In Experiments 1a and 1b, we confirmed the first and the most basic corollary of our “bandwidth” account of VLTM encoding irrespective of the intention for learning. That is, VSTM capacity predicts the amount of VLTM encoded from a display only when the displayed information exceeds individuals’ VSTM capacity. This specificity is critical because it negates the possibility that high capacity individuals were better at any memory tasks because they are those who tend to be more motivated.

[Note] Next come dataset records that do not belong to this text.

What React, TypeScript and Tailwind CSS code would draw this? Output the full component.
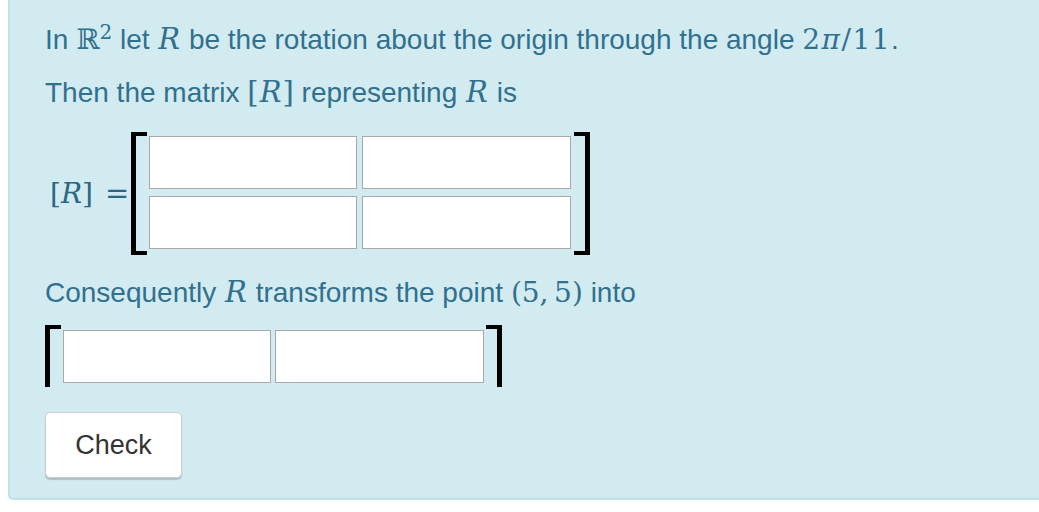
import React from "react";

const Input = ({ w }: { w: string }) => (
  <input
    type="text"
    className={`${w} h-[53px] border border-[#a9a9a9] bg-white outline-none`}
  />
);

const R = () => (
  <span className="mx-[1px] font-['DejaVu_Serif',serif] text-[29px] leading-none italic">R</span>
);

const App = () => {
  return (
    <div className="h-[512px] w-full overflow-hidden bg-white font-['Liberation_Sans',Arial,sans-serif] text-[#31708f]">
      <div className="ml-2 w-[1100px] rounded-bl-[5px] border-b-2 border-l-2 border-[#bce3ec] bg-[#d2ebf0] pt-5 pb-5 pl-[35px]">
        {/* question text */}
        <p className="text-[28px] leading-[40px]">
          In{" "}
          <span className="font-['DejaVu_Serif',serif] text-[28px] leading-none">
            ℝ<sup className="text-[20px]">2</sup>
          </span>{" "}
          let <R /> be the rotation about the origin through the angle{" "}
          <span className="font-['DejaVu_Serif',serif] text-[28px] leading-none tracking-[1.5px]">
            2<i>π</i>/11
          </span>
          .
        </p>
        <p className="mt-[13px] text-[28px] leading-[40px]">
          Then the matrix{" "}
          <span className="font-['DejaVu_Serif',serif] text-[29px] leading-none">
            [<R />]
          </span>{" "}
          representing <R /> is
        </p>

        {/* matrix */}
        <div className="mt-[19px] flex items-center">
          <div className="flex w-[86px] items-center text-[#2a6785]">
            <span className="ml-[5px] font-['DejaVu_Serif',serif] text-[28px] leading-none">
              [<i>R</i>]
            </span>
            <span className="ml-[12px] font-['DejaVu_Serif',serif] text-[29px] leading-none">=</span>
          </div>
          <div className="flex">
            <div className="w-4 border-y-4 border-l-[5px] border-black" />
            <div className="ml-[2px] grid grid-cols-[208px_209px] gap-x-[5px] gap-y-[7px] pt-[4px] pb-[6px]">
              <Input w="w-[208px]" />
              <Input w="w-[209px]" />
              <Input w="w-[208px]" />
              <Input w="w-[209px]" />
            </div>
            <div className="ml-[3px] w-4 border-y-4 border-r-[5px] border-black" />
          </div>
        </div>

        <p className="mt-[18px] text-[28px] leading-[40px]">
          Consequently <R /> transforms the point{" "}
          <span className="font-['DejaVu_Serif',serif] text-[28px] leading-none">(5,{"\u2009"}5)</span> into
        </p>

        {/* vector */}
        <div className="mt-[12px] flex">
          <div className="w-4 border-t-4 border-l-[5px] border-black" />
          <div className="ml-[2px] flex gap-[4px] pt-[5px] pb-[4px]">
            <Input w="w-[208px]" />
            <Input w="w-[209px]" />
          </div>
          <div className="ml-[2px] w-4 border-t-4 border-r-[5px] border-black" />
        </div>

        <button className="mt-[25px] h-[66px] w-[137px] rounded-[5px] border border-[#ccc] bg-white text-[27px] text-[#333] shadow-[0_2px_1px_rgba(0,0,0,0.18)]">
          Check
        </button>
      </div>
    </div>
  );
};

export default App;
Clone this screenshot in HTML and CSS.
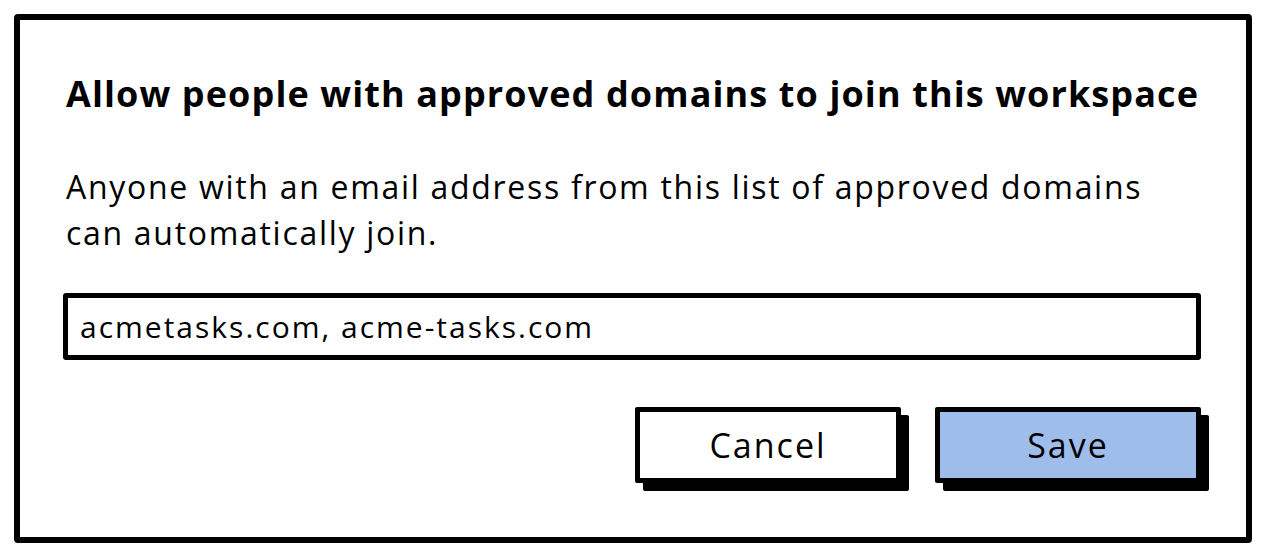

Experiment 2a and 2b: VSTM capacity predicts relational VLTM encoding when VSTM is saturated

To extend our finding to arguably different types of VLTM, we investigated the role of VSTM capacity in creating relational VLTM. Relational memory refers to the memory of interrelations among multiple memory representations, and researchers have argued that it has a specific reliance on the hippocampus and related medial temporal lobe regions (N. J. Cohen, Poldrack, & Eichenbaum, 1997; Davachi, 2006; Davachi & Wagner, 2002; Hannula & Ranganath, 2008; Kumaran & Maguire, 2005; Prince, Daselaar, & Cabeza, 2005; Squire, 1992). The experimental design was very similar to Experiment 1. After the measurement of VSTM capacity, participants proceeded to the relational encoding task followed by a VLTM recognition test. Here, we chose the arrays of colored squares as the relational stimuli because, unlike pictures of real objects, each array is nearly identical in terms of their components (i.e., a selection of squares from nine possible colors), but the difference is determined by the relative positions of the squares (i.e., where is the red square in relation to the blue square?). Therefore, to perform well on the later recognition test, it is critical to have encoded the relational information of the squares. If VSTM capacity also determines the “bandwidth” of VLTM encoding for relational information, individuals’ VSTM capacity should be positively correlated with the VLTM recognition performance only when their VSTM capacity is saturated during encoding (i.e., Set Size 8). Similarly to the previous experiments, we ran two versions of the same studies to test both incidental (Experiment 2a) and intentional (Experiment 2b) learning.